Modern LAN design methodology recognizes the business requirements for the separation of functional groups within the LAN by using multiple VLANs. Separating functional groups increases network performance and efficiency and also allows for security access controls to be applied between each functional group (VLAN). From an IP perspective, each VLAN represents an IP subnet. For each IP subnet to communicate with remote IP subnets, IP routing or inter-VLAN routing is required. From a Layer 2 (Ethernet) perspective, IP routing is required between high-speed Ethernet networks which means that performance is a major consideration for inter-VLAN routing within the LAN. Hardware-based L3 switching within Ethernet LAN networks overcomes the performance limitations of software-based L3 switching and does not suffer the flexibility or cost disadvantages associated with hardware-based L3 switching, because only Ethernet-to-Ethernet L3 switching is required.

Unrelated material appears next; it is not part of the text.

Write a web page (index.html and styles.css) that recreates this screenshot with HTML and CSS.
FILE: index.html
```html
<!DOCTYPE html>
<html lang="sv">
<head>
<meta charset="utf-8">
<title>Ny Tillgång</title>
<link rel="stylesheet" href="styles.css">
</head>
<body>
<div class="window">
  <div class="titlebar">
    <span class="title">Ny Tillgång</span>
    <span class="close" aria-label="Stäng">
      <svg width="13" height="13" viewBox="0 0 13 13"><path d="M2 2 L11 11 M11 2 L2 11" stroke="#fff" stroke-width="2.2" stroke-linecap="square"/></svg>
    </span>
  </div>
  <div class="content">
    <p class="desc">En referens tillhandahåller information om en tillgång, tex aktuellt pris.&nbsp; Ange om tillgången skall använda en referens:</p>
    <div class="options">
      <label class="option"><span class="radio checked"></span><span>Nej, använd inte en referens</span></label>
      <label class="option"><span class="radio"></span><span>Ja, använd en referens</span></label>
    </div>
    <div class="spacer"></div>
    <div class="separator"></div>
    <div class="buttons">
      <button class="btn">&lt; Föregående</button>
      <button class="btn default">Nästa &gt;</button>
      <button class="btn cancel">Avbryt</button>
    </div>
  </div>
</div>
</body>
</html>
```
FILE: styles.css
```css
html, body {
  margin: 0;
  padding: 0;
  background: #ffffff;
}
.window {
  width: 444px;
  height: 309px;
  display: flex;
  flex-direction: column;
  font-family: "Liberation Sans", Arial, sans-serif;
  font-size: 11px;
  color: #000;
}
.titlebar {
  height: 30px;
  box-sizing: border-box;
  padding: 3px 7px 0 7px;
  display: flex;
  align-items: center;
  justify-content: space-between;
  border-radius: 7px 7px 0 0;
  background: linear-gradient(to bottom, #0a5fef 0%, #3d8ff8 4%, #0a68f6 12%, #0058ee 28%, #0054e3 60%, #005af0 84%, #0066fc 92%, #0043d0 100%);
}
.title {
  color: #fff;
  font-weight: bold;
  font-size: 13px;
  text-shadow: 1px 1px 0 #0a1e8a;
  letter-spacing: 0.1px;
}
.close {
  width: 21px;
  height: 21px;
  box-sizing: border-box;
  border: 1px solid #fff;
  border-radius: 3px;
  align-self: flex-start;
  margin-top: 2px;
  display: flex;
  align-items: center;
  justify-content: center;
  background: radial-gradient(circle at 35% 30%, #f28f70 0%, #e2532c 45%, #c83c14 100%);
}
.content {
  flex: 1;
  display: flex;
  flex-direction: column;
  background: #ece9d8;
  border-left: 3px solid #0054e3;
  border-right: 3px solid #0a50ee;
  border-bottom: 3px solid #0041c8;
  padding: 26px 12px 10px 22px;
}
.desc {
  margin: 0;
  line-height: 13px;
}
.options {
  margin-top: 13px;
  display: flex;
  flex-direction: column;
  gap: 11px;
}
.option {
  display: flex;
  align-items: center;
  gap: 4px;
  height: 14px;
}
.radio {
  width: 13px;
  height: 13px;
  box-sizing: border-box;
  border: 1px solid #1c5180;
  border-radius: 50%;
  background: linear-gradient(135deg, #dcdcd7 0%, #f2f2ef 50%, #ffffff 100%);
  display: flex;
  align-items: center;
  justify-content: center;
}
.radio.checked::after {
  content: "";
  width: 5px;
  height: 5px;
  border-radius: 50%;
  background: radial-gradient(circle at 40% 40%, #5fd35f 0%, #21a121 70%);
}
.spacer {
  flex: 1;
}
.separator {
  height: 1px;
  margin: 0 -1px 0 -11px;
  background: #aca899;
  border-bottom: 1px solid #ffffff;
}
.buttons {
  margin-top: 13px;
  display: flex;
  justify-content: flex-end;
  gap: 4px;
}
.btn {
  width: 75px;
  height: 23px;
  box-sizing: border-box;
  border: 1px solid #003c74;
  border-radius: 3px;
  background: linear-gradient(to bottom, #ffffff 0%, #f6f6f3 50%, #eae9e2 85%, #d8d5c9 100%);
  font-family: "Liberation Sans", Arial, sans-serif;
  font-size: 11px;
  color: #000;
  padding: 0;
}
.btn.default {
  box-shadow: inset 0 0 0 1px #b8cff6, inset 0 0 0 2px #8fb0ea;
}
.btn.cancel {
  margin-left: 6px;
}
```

This means only a single ASIC design is required.

Cisco Catalyst switches support two methods of hardware-based L3 switching. The methods differ in how the data plane components of L3 switching can get the necessary control plane information required to place in the Layer 2 framing. Multilayer switching (MLS) represents the first method of hardware-based L3 switching used by Cisco Catalyst switches and uses a flow-based model to populate a cache that includes the necessary control plane information for the data plane to L3 switch a packet. A flow simply represents a collection of IP packets that each shares a number of identical parameters, such as the same destination IP address or same destination TCP port. An MLS Route Processor (MLS-RP) provides control plane operations, while an MLS Switching Engine (MLS-SE) provides data plane operation. MLS requires that the first packet of a new flow (candidate packet) received by the MLS-SE be routed to the MLS-RP, which makes a control plane decision and routes the packet in software to its destination. The MLS-SE sees the control plane information in the return packet (enabler packet) that is sent to the destination and populates the MLS cache with the necessary control plane information required to L3 switch packets that belong to the flow. Subsequent packets received by the MLS-SE can be L3 switched in hardware without requiring the packet to be sent to the MLS-RP because the MLS cache includes the required control plane information.

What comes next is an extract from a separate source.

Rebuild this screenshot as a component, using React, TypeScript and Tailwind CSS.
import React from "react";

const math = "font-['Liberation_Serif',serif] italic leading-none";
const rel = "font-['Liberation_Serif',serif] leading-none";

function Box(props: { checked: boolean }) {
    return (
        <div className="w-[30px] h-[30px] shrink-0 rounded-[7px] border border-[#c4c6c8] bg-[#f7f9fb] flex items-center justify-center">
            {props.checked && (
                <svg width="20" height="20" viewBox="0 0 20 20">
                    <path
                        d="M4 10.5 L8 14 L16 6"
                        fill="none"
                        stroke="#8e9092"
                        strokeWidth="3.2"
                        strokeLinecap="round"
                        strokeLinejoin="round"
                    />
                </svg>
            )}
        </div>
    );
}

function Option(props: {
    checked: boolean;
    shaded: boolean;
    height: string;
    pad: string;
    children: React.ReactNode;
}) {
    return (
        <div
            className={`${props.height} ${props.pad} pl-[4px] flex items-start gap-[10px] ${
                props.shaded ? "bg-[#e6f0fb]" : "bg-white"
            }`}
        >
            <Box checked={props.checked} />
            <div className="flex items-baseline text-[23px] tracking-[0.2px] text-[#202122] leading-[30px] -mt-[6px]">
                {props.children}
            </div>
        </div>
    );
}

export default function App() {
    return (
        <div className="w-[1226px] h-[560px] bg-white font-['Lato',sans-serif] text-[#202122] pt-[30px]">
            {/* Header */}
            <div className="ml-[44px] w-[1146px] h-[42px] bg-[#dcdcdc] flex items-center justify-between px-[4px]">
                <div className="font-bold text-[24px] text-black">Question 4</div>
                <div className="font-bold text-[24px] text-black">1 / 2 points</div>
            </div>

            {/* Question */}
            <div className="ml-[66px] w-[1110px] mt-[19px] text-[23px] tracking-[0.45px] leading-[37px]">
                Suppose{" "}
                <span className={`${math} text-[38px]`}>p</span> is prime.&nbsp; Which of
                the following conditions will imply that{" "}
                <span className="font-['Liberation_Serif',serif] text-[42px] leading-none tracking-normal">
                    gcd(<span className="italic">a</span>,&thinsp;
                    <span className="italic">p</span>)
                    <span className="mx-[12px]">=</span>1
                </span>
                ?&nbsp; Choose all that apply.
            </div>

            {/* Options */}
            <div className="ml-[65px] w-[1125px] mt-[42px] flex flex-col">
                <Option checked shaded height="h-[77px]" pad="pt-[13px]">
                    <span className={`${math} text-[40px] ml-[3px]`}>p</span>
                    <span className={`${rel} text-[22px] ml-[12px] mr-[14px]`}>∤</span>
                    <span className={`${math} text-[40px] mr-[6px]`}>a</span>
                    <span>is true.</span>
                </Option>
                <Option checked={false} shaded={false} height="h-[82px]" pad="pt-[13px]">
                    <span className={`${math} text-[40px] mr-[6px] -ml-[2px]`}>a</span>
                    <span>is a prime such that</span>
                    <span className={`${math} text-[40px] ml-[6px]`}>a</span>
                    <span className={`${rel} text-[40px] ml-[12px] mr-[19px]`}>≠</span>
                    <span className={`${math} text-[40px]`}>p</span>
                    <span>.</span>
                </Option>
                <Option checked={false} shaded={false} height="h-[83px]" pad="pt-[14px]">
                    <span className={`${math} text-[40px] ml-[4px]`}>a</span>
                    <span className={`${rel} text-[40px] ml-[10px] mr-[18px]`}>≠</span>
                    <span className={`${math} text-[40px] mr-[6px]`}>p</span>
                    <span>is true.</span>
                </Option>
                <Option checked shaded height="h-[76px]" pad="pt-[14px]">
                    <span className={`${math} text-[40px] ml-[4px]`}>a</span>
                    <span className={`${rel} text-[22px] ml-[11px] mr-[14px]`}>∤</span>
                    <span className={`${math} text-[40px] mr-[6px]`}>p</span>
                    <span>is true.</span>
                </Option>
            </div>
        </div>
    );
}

The next-generation method of hardware-based L3 switching is based upon Cisco Express Forwarding (CEF). In the CEF architecture, the cache (that is used to store the necessary control plane information required for the data plane hardware ASICs to L3 switch each packet) is pre-populated with all the necessary control plane information (the CEF table). This means that the L3 switching ASIC can switch all IP packets in hardware, unlike MLS which requires the first packet of a flow to be switched in software (by the MLS-RP). This architecture is more efficient and scalable and resolves performance limitations of MLS in environments where thousands of new flows are established every second. The CEF architecture is also very easy to scale because CEF caching information can be distributed to multiple L3 switching ASICs. This means that a L3 switch can perform multiple L3 switching operations simultaneously—one per CEF cache and ASIC. The route processor (control plane) component of IP routing is responsible for generating the information in the CEF table and updating it as routing topology changes occur. The CEF table actually consists of two tables—the Forwarding Information Base (FIB) and the adjacency table.